Она, получается, звонила в детдом раз в год. А то и реже.
– Я пыталась навести справки, но все время были другие, более важные дела. Тогда мне казалось, что были другие важные дела.
– Но как вы тогда узнали, что это именно он? Я имею в виду, когда он сюда приехал?
– У меня связи шире, чем тогда. Я попросила навести справки. Мои друзья в Красноярске позвонили в паспортный стол. Это он. Сергей Сергеевич Сметанкин, до последнего времени проживал в городе Красноярске на улице…
– Мангазейской?
Она удивилась:
– Откуда вы знаете? Впрочем, да. Вы же были близки.
– А можно точный адрес?
– Зачем? – опять удивилась она. – Ах да. Девушка. Знаете что? Может, это к лучшему. Вы ведь собираетесь туда? Очень хорошо. Я оплачу поездку. Вы… поговорите с ним. Скажите ему, чтобы приехал. Хотя бы ненадолго. Он ведь, кажется, привязан к вашему отцу.
– Был привязан.
– Ах да. Мне говорили. Соболезную. Так вот, его адрес.
Папа ее тоже не интересовал. Понятно, что она сделала такую карьеру, – ее вообще не интересовали люди. Только цели.

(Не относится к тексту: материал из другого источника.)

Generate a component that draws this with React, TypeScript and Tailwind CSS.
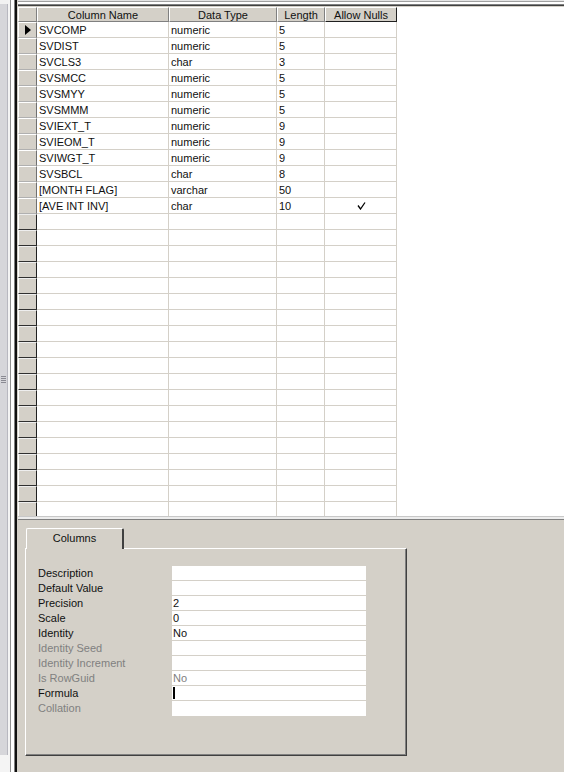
import React from "react";

type Col = { name: string; type: string; length: string; nulls?: boolean };

const COLUMNS: Col[] = [
  { name: "SVCOMP", type: "numeric", length: "5" },
  { name: "SVDIST", type: "numeric", length: "5" },
  { name: "SVCLS3", type: "char", length: "3" },
  { name: "SVSMCC", type: "numeric", length: "5" },
  { name: "SVSMYY", type: "numeric", length: "5" },
  { name: "SVSMMM", type: "numeric", length: "5" },
  { name: "SVIEXT_T", type: "numeric", length: "9" },
  { name: "SVIEOM_T", type: "numeric", length: "9" },
  { name: "SVIWGT_T", type: "numeric", length: "9" },
  { name: "SVSBCL", type: "char", length: "8" },
  { name: "[MONTH FLAG]", type: "varchar", length: "50" },
  { name: "[AVE INT INV]", type: "char", length: "10", nulls: true },
];

const EMPTY_ROWS = 19;

const PROPS: { label: string; value?: string; disabled?: boolean; caret?: boolean }[] = [
  { label: "Description" },
  { label: "Default Value" },
  { label: "Precision", value: "2" },
  { label: "Scale", value: "0" },
  { label: "Identity", value: "No" },
  { label: "Identity Seed", disabled: true },
  { label: "Identity Increment", disabled: true },
  { label: "Is RowGuid", value: "No", disabled: true },
  { label: "Formula", caret: true },
  { label: "Collation", disabled: true },
];

export default function App() {
  return (
    <div
      className="flex h-[772px] w-[564px] overflow-hidden bg-[#d4d0c8] text-[11px] text-[#101010]"
      style={{ fontFamily: '"Liberation Sans", Arial, sans-serif' }}
    >
      <LeftEdge />
      <div className="flex min-w-0 flex-1 flex-col">
        <TopFrame />
        <ColumnGrid />
        <Splitter />
        <PropertiesPanel />
      </div>
    </div>
  );
}

function LeftEdge() {
  return (
    <div className="flex h-full shrink-0">
      <div className="flex w-[8px] flex-col">
        <div className="h-[4px] bg-[#f2f2f2]" />
        <div className="flex flex-1 flex-col items-center justify-center gap-[1px] border-r border-[#b8b8c0] bg-[#d6d6da]">
          <div className="h-[1px] w-[5px] bg-[#8a8a92]" />
          <div className="h-[1px] w-[5px] bg-[#8a8a92]" />
          <div className="h-[1px] w-[5px] bg-[#8a8a92]" />
          <div className="h-[1px] w-[5px] bg-[#8a8a92]" />
        </div>
        <div className="h-[17px] bg-[#f4f4f4]" />
      </div>
      <div className="w-[2px] bg-[#f4f4f4]" />
      <div className="w-[1px] bg-[#909090]" />
      <div className="w-[3px] bg-white" />
      <div className="w-[1px] bg-[#808080]" />
      <div className="w-[2px] bg-[#101010]" />
      <div className="w-[1px] bg-[#d4d0c8]" />
    </div>
  );
}

function TopFrame() {
  return (
    <div className="flex shrink-0 flex-col">
      <div className="h-[1px] bg-[#e4e4e4]" />
      <div className="h-[1px] bg-[#a0a0a0]" />
      <div className="h-[2px] bg-white" />
      <div className="h-[1px] bg-[#808080]" />
      <div className="h-[1px] bg-[#404040]" />
      <div className="h-[1px] bg-[#d4d0c8]" />
    </div>
  );
}

const W = { hdr: "w-[19px]", name: "w-[132px]", type: "w-[108px]", len: "w-[48px]", nulls: "w-[72px]" };

function HeaderCell({ w, label, last }: { w: string; label?: string; last?: boolean }) {
  return (
    <div
      className={`${w} flex h-[15px] shrink-0 items-center justify-center border-t border-l border-t-white border-l-white border-b bg-[#d4d0c8] pt-[1px] leading-none ${
        last ? "border-r border-r-[#202020] border-b-[#202020]" : "border-r border-r-[#808080] border-b-[#808080]"
      }`}
    >
      {label}
    </div>
  );
}

function Cell({ w, children, center }: { w: string; children?: React.ReactNode; center?: boolean }) {
  return (
    <div
      className={`${w} flex h-[16px] shrink-0 items-center border-r border-b border-[#d4d0c8] pt-[1px] ${
        center ? "justify-center" : "pl-[2px]"
      } overflow-hidden whitespace-nowrap leading-none`}
    >
      {children}
    </div>
  );
}

function Check() {
  return (
    <svg width="9" height="8" viewBox="0 0 9 8" className="ml-[2px]">
      <path d="M1 3.5 L3.5 7 L8 0.5" fill="none" stroke="#000" strokeWidth="1.3" />
    </svg>
  );
}

function ColumnGrid() {
  return (
    <div className="flex h-[509px] shrink-0 flex-col overflow-hidden bg-white">
      <div className="flex">
        <HeaderCell w={W.hdr} />
        <HeaderCell w={W.name} label="Column Name" />
        <HeaderCell w={W.type} label="Data Type" />
        <HeaderCell w={W.len} label="Length" />
        <HeaderCell w={W.nulls} label="Allow Nulls" last />
      </div>
      {COLUMNS.map((c, i) => (
        <div key={c.name} className="flex">
          <div className="flex h-[16px] w-[19px] shrink-0 items-center border-t border-l border-t-white border-l-white border-r border-b border-r-[#707070] border-b-[#b0b0b0] bg-[#d4d0c8] pl-[6px]">
            {i === 0 && (
              <svg width="6" height="10" viewBox="0 0 6 10">
                <path d="M0 0 L6 5 L0 10 Z" fill="#000" />
              </svg>
            )}
          </div>
          <Cell w={W.name}>{c.name}</Cell>
          <Cell w={W.type}>{c.type}</Cell>
          <Cell w={W.len}>{c.length}</Cell>
          <Cell w={W.nulls} center>
            {c.nulls && <Check />}
          </Cell>
        </div>
      ))}
      {Array.from({ length: EMPTY_ROWS }).map((_, i) => (
        <div key={i} className="flex">
          <div className="h-[16px] w-[19px] shrink-0 border-t border-l border-t-[#eeeeee] border-l-white border-r border-b border-r-[#202020] border-b-[#303030] bg-[#d4d0c8]" />
          <Cell w={W.name} />
          <Cell w={W.type} />
          <Cell w={W.len} />
          <Cell w={W.nulls} />
        </div>
      ))}
    </div>
  );
}

function Splitter() {
  return (
    <div className="flex shrink-0 flex-col">
      <div className="h-[1px] bg-[#c8c8c8]" />
      <div className="h-[2px] bg-[#ececec]" />
      <div className="h-[1px] bg-[#808080]" />
    </div>
  );
}

function PropertiesPanel() {
  return (
    <div className="flex flex-1 flex-col pt-[8px]">
      <div className="relative z-10 -mb-px ml-[8px] flex h-[21px] w-[98px] items-center justify-center rounded-tl-[2px] rounded-tr-[2px] border-t border-l border-t-white border-l-white border-r-2 border-r-[#404040] bg-[#d4d0c8] pb-[2px]">
        Columns
      </div>
      <div className="ml-[7px] h-[208px] w-[382px] border-t border-l border-t-white border-l-white border-r border-b border-r-[#404040] border-b-[#404040] pt-[17px] pl-[12px] shadow-[inset_-1px_-1px_0_#808080]">
        {PROPS.map((p, i) => (
          <div key={p.label} className="flex h-[15px]">
            <div className={`w-[134px] leading-[15px] ${p.disabled ? "text-[#808080]" : ""}`}>{p.label}</div>
            <div
              className={`flex w-[194px] items-center bg-white pl-[1px] leading-none ${
                i < PROPS.length - 1 ? "border-b border-[#d4d0c8]" : ""
              } ${p.disabled ? "text-[#808080]" : ""}`}
            >
              {p.caret ? <div className="h-[12px] w-[2px] bg-black" /> : p.value}
            </div>
          </div>
        ))}
      </div>
    </div>
  );
}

Она достала из роскошной визитницы квадратик, на котором аккуратным почерком было написано: «Сметанкин Сергей Сергеевич, г. Красноярск, ул. Мангазейская, дом 8, кв. 21».
Я перевернул карточку. Это была визитка одного из самых известных в городе гинекологов. Даже я его знал.
Почему я сказал «Мангазейская»? Рогнеда ведь говорила, он давно с ними не живет. Что он бросил их, когда она была еще маленькая. Тут что-то не так. Впрочем, тут все не так. Надо бы мне купить хороший пуховик и ботинки на гортексе. Там, наверное, уже зима.
– Почему Сергей Сергеевич? – спросил я неожиданно для себя.